* **Interface markup and scripts**
------

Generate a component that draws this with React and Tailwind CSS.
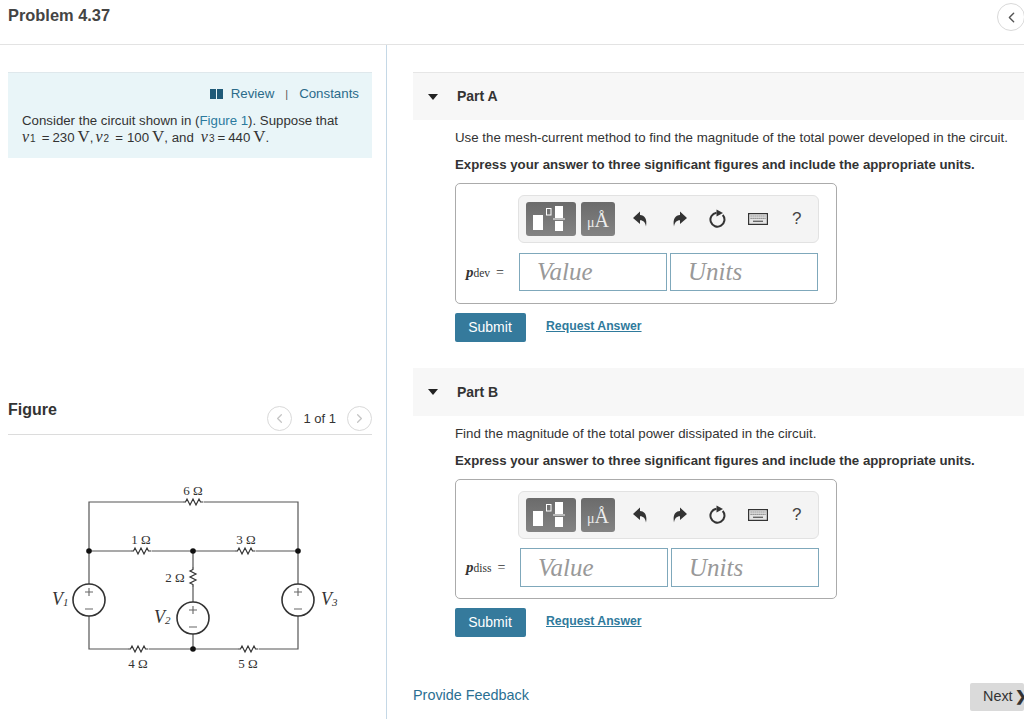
import { ChevronLeft, ChevronRight } from "lucide-react";

const serif = "font-['Liberation_Serif',serif]";

function Resistor({ x, y }) {
  // horizontal zig-zag sitting on a wire, the rect hides the wire under it
  return (
    <g>
      <rect x={x} y={y - 2} width="20.5" height="4" fill="#fff" />
      <path
        d={`M${x} ${y} l2.5 0 l1.5 -3 l3 6 l3 -6 l3 6 l3 -6 l1.5 3 l2.5 0`}
        fill="none"
        stroke="#333"
        strokeWidth="1.2"
      />
    </g>
  );
}

function Source({ cx, cy }) {
  return (
    <g>
      <circle cx={cx} cy={cy} r="16" fill="#fff" stroke="#333" strokeWidth="1.6" />
      <path d={`M${cx - 4} ${cy - 8} h8 M${cx} ${cy - 12} v8 M${cx - 4} ${cy + 9} h8`} stroke="#666" strokeWidth="1.1" />
    </g>
  );
}

function Circuit() {
  const labels = [
    ["6 Ω", 163, 25],
    ["1 Ω", 111, 74],
    ["3 Ω", 216, 74],
    ["2 Ω", 145, 112],
    ["4 Ω", 108, 198],
    ["5 Ω", 218, 198],
  ];
  return (
    <svg width="320" height="210" viewBox="0 0 320 210" className="block">
      <path d="M59 130 V32 H268 V130 M59 81 H268 M163 81 V148 M59 130 V179 H268 V130 M163 148 V179" fill="none" stroke="#555" strokeWidth="1.2" />
      <Resistor x={153} y={32} />
      <Resistor x={101} y={81} />
      <Resistor x={205} y={81} />
      <Resistor x={98} y={179} />
      <Resistor x={208} y={179} />
      <rect x="161" y="97" width="4" height="20" fill="#fff" />
      <path d="M163 97 v2.5 l-3 1.5 l6 3 l-6 3 l6 3 l-6 3 l3 1.5 v2.5" fill="none" stroke="#333" strokeWidth="1.2" />
      <circle cx="59" cy="81" r="2.8" fill="#111" />
      <circle cx="163" cy="81" r="2.8" fill="#111" />
      <circle cx="268" cy="81" r="2.8" fill="#111" />
      <circle cx="163" cy="179" r="2.8" fill="#111" />
      <Source cx={59} cy={130} />
      <Source cx={163} cy={148} />
      <Source cx={268} cy={130} />
      <g fontFamily="Liberation Serif, serif" fill="#333">
        {labels.map(([t, x, y]) => (
          <text key={t} x={x} y={y} fontSize="13" textAnchor="middle">{t}</text>
        ))}
        <text x="22" y="135" fontSize="18" fontStyle="italic">V<tspan fontSize="11" dy="1">1</tspan></text>
        <text x="124" y="153" fontSize="18" fontStyle="italic">V<tspan fontSize="11" dy="1">2</tspan></text>
        <text x="291" y="135" fontSize="18" fontStyle="italic">V<tspan fontSize="11" dy="1">3</tspan></text>
      </g>
    </svg>
  );
}

function Toolbar() {
  return (
    <div className="flex h-[48px] w-[301px] items-center rounded-[6px] border border-[#e2e2e2] bg-[#f4f4f4] pl-[7px]">
      <div className="flex h-[34px] w-[50px] rounded-[3px] bg-linear-to-b from-[#6b6b6b] to-[#838383]">
        <svg width="50" height="34" viewBox="0 0 50 34">
          <rect x="7" y="13" width="10" height="15" fill="#fff" />
          <rect x="20.5" y="6.5" width="4.5" height="6.5" fill="none" stroke="#fff" strokeWidth="1" />
          <rect x="29" y="4" width="8" height="12" fill="#fff" />
          <rect x="27" y="16.5" width="12" height="1" fill="#fff" />
          <rect x="29" y="19" width="8" height="10" fill="#fff" />
        </svg>
      </div>
      <div className={`ml-[5px] flex h-[34px] w-[34px] items-baseline justify-center rounded-[3px] bg-linear-to-b from-[#6b6b6b] to-[#838383] pt-[6px] text-[#ececec] ${serif}`}>
        <span className="text-[14px]">μ</span>
        <span className="text-[20px] leading-[24px]">Å</span>
      </div>
      <svg className="ml-[17px]" width="16" height="16" viewBox="0 0 16 16">
        <path d="M1 7 L8 0.5 V4 C12.5 4 15.5 8 14 15.5 C13.3 11.5 11.5 9.3 8 9.3 V13 Z" fill="#333" />
      </svg>
      <svg className="ml-[24px]" width="16" height="16" viewBox="0 0 16 16">
        <path d="M15 7 L8 0.5 V4 C3.5 4 0.5 8 2 15.5 C2.7 11.5 4.5 9.3 8 9.3 V13 Z" fill="#333" />
      </svg>
      <svg className="ml-[21px]" width="18" height="20" viewBox="0 0 18 20">
        <path d="M13.7 6 A7 7 0 1 1 7.5 3.7" fill="none" stroke="#333" strokeWidth="2" />
        <path d="M7.5 0.5 L14 4 L7.5 7.5 Z" fill="#333" />
      </svg>
      <svg className="ml-[21px]" width="20" height="12" viewBox="0 0 20 12">
        <rect x="0.6" y="0.6" width="18.8" height="10.8" fill="#e4e4e4" stroke="#333" strokeWidth="1.2" />
        <path d="M2.5 3 h15 M2.5 5.3 h15" stroke="#777" strokeWidth="1.2" strokeDasharray="1.2 0.8" />
        <path d="M5 8.3 h10" stroke="#666" strokeWidth="1.4" />
      </svg>
      <span className="ml-[24px] text-[17px] text-[#444]">?</span>
    </div>
  );
}

function AnswerBox({ sub, boxH, labelW, rowMt, inputH }) {
  return (
    <div className={`w-[382px] rounded-[5px] border border-[#ababab] pt-[11px] ${boxH}`}>
      <div className="ml-[62px]">
        <Toolbar />
      </div>
      <div className={`ml-[10px] flex items-center ${rowMt}`}>
        <div className={`flex items-baseline text-[#333] ${labelW} ${serif}`}>
          <span className="text-[15px] font-bold italic">p</span>
          <span className="text-[11.5px]">{sub}</span>
          <span className="ml-[6px] text-[14px]">=</span>
        </div>
        <div className={`flex w-[148px] items-center border border-[#7fa8bb] pl-[17px] text-[25px] italic text-[#999] ${inputH} ${serif}`}>Value</div>
        <div className={`ml-[3px] flex w-[148px] items-center border border-[#7fa8bb] pl-[17px] text-[25px] italic text-[#999] ${inputH} ${serif}`}>Units</div>
      </div>
    </div>
  );
}

function Part({ name, question, sub, boxH, labelW, headBorder, rowMt, inputH }) {
  return (
    <div>
      <div className={`flex h-[48px] items-center bg-[#f7f7f7] pl-[15px] ${headBorder}`}>
        <span className="h-0 w-0 border-x-[5.5px] border-t-[6px] border-x-transparent border-t-[#222]" />
        <span className="ml-[19px] text-[14px] font-bold text-[#333]">{name}</span>
      </div>
      <div className="pl-[42px]">
        <p className="mt-[9px] text-[13.3px] leading-[18px] text-[#333]">{question}</p>
        <p className="mt-[9px] mb-[9px] text-[13.25px] leading-[18px] font-bold text-[#333]">
          Express your answer to three significant figures and include the appropriate units.
        </p>
        <AnswerBox sub={sub} boxH={boxH} labelW={labelW} rowMt={rowMt} inputH={inputH} />
        <div className="mt-[9px] flex items-center">
          <div className="flex h-[29px] w-[71px] items-center justify-center rounded-[2px] bg-[#357a9c] pr-[1px] text-[14px] text-white">Submit</div>
          <span className="mb-[3px] ml-[20px] text-[12.25px] font-bold text-[#2f7a9c] underline">Request Answer</span>
        </div>
      </div>
    </div>
  );
}

function RoundBtn({ children, size }) {
  return (
    <div className={`flex items-center justify-center rounded-full border border-[#d9d9d9] bg-white ${size}`}>
      {children}
    </div>
  );
}

function MathVar({ n, ml, eqMl }) {
  return (
    <>
      <i className={`${ml} text-[16px] ${serif}`}>v</i>
      <span className="ml-[1px] text-[10px]">{n}</span>
      <span className={eqMl}>=</span>
    </>
  );
}

function Volts() {
  return <span className={`ml-[3px] text-[17px] ${serif}`}>V</span>;
}

export default function App() {
  return (
    <div className="h-[719px] w-[1024px] overflow-hidden bg-white font-['Liberation_Sans',sans-serif] text-[#333]">
      {/* HEADER */}
      <div className="flex h-[45px] items-start justify-between border-b border-[#e3e3e3] pl-2">
        <h1 className="mt-[5px] text-[16.4px] leading-[20px] font-bold text-[#444]">Problem 4.37</h1>
        <div className="mt-[3px] -mr-[1px]">
          <RoundBtn size="h-[28px] w-[28px]">
            <ChevronLeft size={17} className="text-[#555]" />
          </RoundBtn>
        </div>
      </div>

      <div className="flex h-[674px]">
        {/* LEFT COLUMN */}
        <div className="w-[387px] shrink-0 border-r border-[#c5d8e6] pt-[27px] pl-2 pr-[14px]">
          <div className="h-[86px] border-t border-[#dfe8ec] bg-[#e9f5f8] pl-[14px] pr-[13px]">
            <div className="mt-[12px] flex items-center justify-end text-[13.3px] leading-[18px] text-[#2b6b8a]">
              <svg width="13" height="10" viewBox="0 0 13 10">
                <path d="M0 0 H6 V10 H0 Z M7 0 H13 V10 H7 Z" fill="#1f5a78" />
              </svg>
              <span className="ml-[8px]">Review</span>
              <span className="mx-[11px] text-[11px] text-[#555]">|</span>
              <span>Constants</span>
            </div>
            <p className="mt-[10px] text-[13.25px] leading-[16px] text-[#333]">
              Consider the circuit shown in (<span className="text-[#2b7a9e]">Figure 1</span>). Suppose that
            </p>
            <p className="text-[13.25px] leading-[16px] whitespace-nowrap text-[#333]">
              <MathVar n="1" ml="" eqMl="ml-[6px]" />
              <span className="ml-[3px]">230</span>
              <Volts />,
              <MathVar n="2" ml="ml-[2px]" eqMl="ml-[6px]" />
              <span className="ml-[4px]">100</span>
              <Volts />, and
              <MathVar n="3" ml="ml-[7px]" eqMl="ml-[3px]" />
              <span className="ml-[3px]">440</span>
              <Volts />.
            </p>
          </div>

          <div className="mt-[240px] flex h-[37px] items-center justify-between border-b border-[#dcdcdc]">
            <h2 className="-mt-[13px] text-[16px] font-bold text-[#333]">Figure</h2>
            <div className="mt-[5px] flex items-center">
              <RoundBtn size="h-[25px] w-[25px]">
                <ChevronLeft size={15} className="text-[#c4c4c4]" />
              </RoundBtn>
              <span className="mx-[11px] text-[13px] text-[#333]">1 of 1</span>
              <RoundBtn size="h-[25px] w-[25px]">
                <ChevronRight size={15} className="text-[#c4c4c4]" />
              </RoundBtn>
            </div>
          </div>

          <div className="mt-[35px] ml-[22px]">
            <Circuit />
          </div>
        </div>

        {/* RIGHT COLUMN */}
        <div className="min-w-0 flex-1 pt-[27px] pl-[26px]">
          <Part
            name="Part A"
            question="Use the mesh-current method to find the magnitude of the total power developed in the circuit."
            sub="dev"
            boxH="h-[121px]"
            labelW="w-[53px]"
            headBorder="border-t border-[#e6e6e6]"
            rowMt="mt-[10px]"
            inputH="h-[38px]"
          />
          <div className="h-[26px]" />
          <Part
            name="Part B"
            question="Find the magnitude of the total power dissipated in the circuit."
            sub="diss"
            boxH="h-[120px]"
            labelW="w-[54px]"
            headBorder=""
            rowMt="mt-[9px]"
            inputH="h-[39px]"
          />
          <div className="mt-[46px] flex items-center justify-between">
            <span className="mb-[3px] text-[14.4px] text-[#2b6f92]">Provide Feedback</span>
            <div className="flex h-[28px] w-[54px] shrink-0 items-center whitespace-nowrap rounded-[2px] bg-[#dadada] pl-[13px] text-[14.4px] text-[#333]">
              Next<span className="ml-[2px] font-bold">❯</span>
            </div>
          </div>
        </div>
      </div>
    </div>
  );
}
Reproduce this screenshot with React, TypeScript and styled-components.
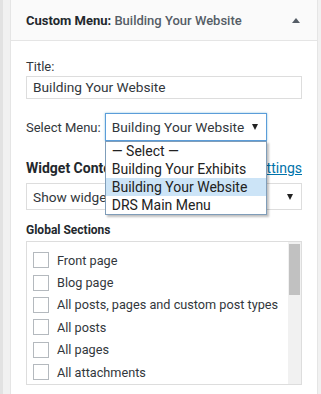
import styled, { createGlobalStyle } from 'styled-components';

const GlobalStyle = createGlobalStyle`
  body {
    margin: 0;
    background: #f1f1f1;
    font-family: Roboto, "Liberation Sans", sans-serif;
    color: #32373c;
  }
`;

const Sidebar = styled.div`
  border-left: 3px solid #e2e2e2;
  padding-left: 7px;
  height: 394px;
  overflow: hidden;
`;

const Widget = styled.div`
  width: 306px;
  margin-top: -1px;
  background: #fff;
  border: 1px solid #e5e5e5;
`;

const Header = styled.div`
  display: flex;
  align-items: center;
  justify-content: space-between;
  height: 40px;
  padding: 0 17px 0 15px;
  background: #fafafa;
  border-bottom: 1px solid #e5e5e5;
  font-size: 13px;
  font-weight: 700;
  color: #23282d;
`;

const InTitle = styled.span`
  font-weight: 500;
  color: #555d66;
`;

const Caret = styled.span`
  width: 0;
  height: 0;
  border-left: 4px solid transparent;
  border-right: 4px solid transparent;
  border-bottom: 5px solid #555d66;
`;

const Body = styled.div`
  padding: 17px 15px 20px;
`;

const Label = styled.div`
  font-size: 13px;
  line-height: 17px;
`;

const TextInput = styled.div`
  height: 21px;
  margin-top: 1px;
  padding: 0 6px;
  border: 1px solid #ddd;
  font-size: 13.7px;
  line-height: 21px;
  color: #32373c;
`;

const MenuRow = styled.div`
  display: flex;
  align-items: center;
  gap: 4px;
  margin-top: 14px;
`;

const SelectWrap = styled.div`
  position: relative;
`;

const SelectBox = styled.div<{ $focused?: boolean; $width: string }>`
  display: flex;
  align-items: center;
  justify-content: space-between;
  box-sizing: border-box;
  width: ${(p) => p.$width};
  height: ${(p) => (p.$focused ? '28px' : '27px')};
  padding: 0 8px 0 6px;
  border: 1px solid ${(p) => (p.$focused ? '#5b9dd9' : '#ddd')};
  box-shadow: ${(p) => (p.$focused ? '0 0 2px rgba(30, 140, 190, 0.5)' : 'none')};
  background: #fff;
  font-size: 13.7px;
  color: #32373c;
  white-space: nowrap;
`;

const Arrow = styled.span`
  width: 0;
  height: 0;
  border-left: 3.5px solid transparent;
  border-right: 3.5px solid transparent;
  border-top: 6px solid #222;
`;

const Dropdown = styled.ul`
  position: absolute;
  top: 100%;
  left: 0;
  right: 0;
  margin: 0;
  padding: 0;
  list-style: none;
  background: #fff;
  border: 1px solid #7f9db9;
  box-shadow: 2px 2px 2px rgba(0, 0, 0, 0.25);
  z-index: 2;
`;

const Option = styled.li<{ $selected?: boolean }>`
  height: 18px;
  padding-left: 6px;
  font-size: 14px;
  line-height: 18px;
  color: #222;
  background: ${(p) => (p.$selected ? '#cce4f7' : 'transparent')};
  white-space: nowrap;
`;

const SectionHead = styled.div`
  display: flex;
  justify-content: space-between;
  align-items: baseline;
  margin-top: 19px;
  font-size: 14px;
  font-weight: 700;
  color: #23282d;
`;

const SettingsLink = styled.a`
  font-size: 14px;
  font-weight: 400;
  color: #0073aa;
  text-decoration: underline;
`;

const ContextSelect = styled.div`
  margin-top: 7px;
`;

const GroupTitle = styled.div`
  margin-top: 13px;
  font-size: 12px;
  font-weight: 700;
  color: #23282d;
`;

const CheckList = styled.div`
  display: flex;
  height: 142px;
  margin-top: 4px;
  border: 1px solid #ddd;
  background: #fff;
`;

const Items = styled.div`
  flex: 1;
  padding: 7px 0 0 6px;
`;

const CheckRow = styled.label`
  display: flex;
  align-items: center;
  gap: 8px;
  height: 22.4px;
  font-size: 12.7px;
  color: #32373c;
  white-space: nowrap;
`;

const Box = styled.span`
  box-sizing: border-box;
  width: 16px;
  height: 16px;
  border: 1px solid #b4b9be;
  background: #fff;
`;

const Track = styled.div`
  width: 13px;
  padding: 2px 1px 0;
  box-sizing: border-box;
  background: #f1f1f1;
`;

const Thumb = styled.div`
  height: 51px;
  background: #c1c1c1;
`;

const sections = [
  'Front page',
  'Blog page',
  'All posts, pages and custom post types',
  'All posts',
  'All pages',
  'All attachments',
];

const menus = ['— Select —', 'Building Your Exhibits', 'Building Your Website', 'DRS Main Menu'];

const App = () => (
  <>
    <GlobalStyle />
    <Sidebar>
      <Widget>
        <Header>
          <div>
            Custom Menu<span>:</span> <InTitle>Building Your Website</InTitle>
          </div>
          <Caret />
        </Header>
        <Body>
          <Label>Title:</Label>
          <TextInput>Building Your Website</TextInput>
          <MenuRow>
            <Label>Select Menu:</Label>
            <SelectWrap>
              <SelectBox $focused $width="162px">
                Building Your Website
                <Arrow />
              </SelectBox>
              <Dropdown>
                {menus.map((m) => (
                  <Option key={m} $selected={m === 'Building Your Website'}>
                    {m}
                  </Option>
                ))}
              </Dropdown>
            </SelectWrap>
          </MenuRow>
          <SectionHead>
            Widget Context
            <SettingsLink href="#">Settings</SettingsLink>
          </SectionHead>
          <ContextSelect>
            <SelectBox $width="100%">
              Show widget everywhere
              <Arrow />
            </SelectBox>
          </ContextSelect>
          <GroupTitle>Global Sections</GroupTitle>
          <CheckList>
            <Items>
              {sections.map((s) => (
                <CheckRow key={s}>
                  <Box />
                  {s}
                </CheckRow>
              ))}
            </Items>
            <Track>
              <Thumb />
            </Track>
          </CheckList>
        </Body>
      </Widget>
    </Sidebar>
  </>
);

export default App;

------

* **Problem**
Copy all lines from the data that hold the word "this".

* **Exercise result**
Generate a component that draws this with React and Tailwind CSS.
Reproduce this screenshot with React, TypeScript and styled-components.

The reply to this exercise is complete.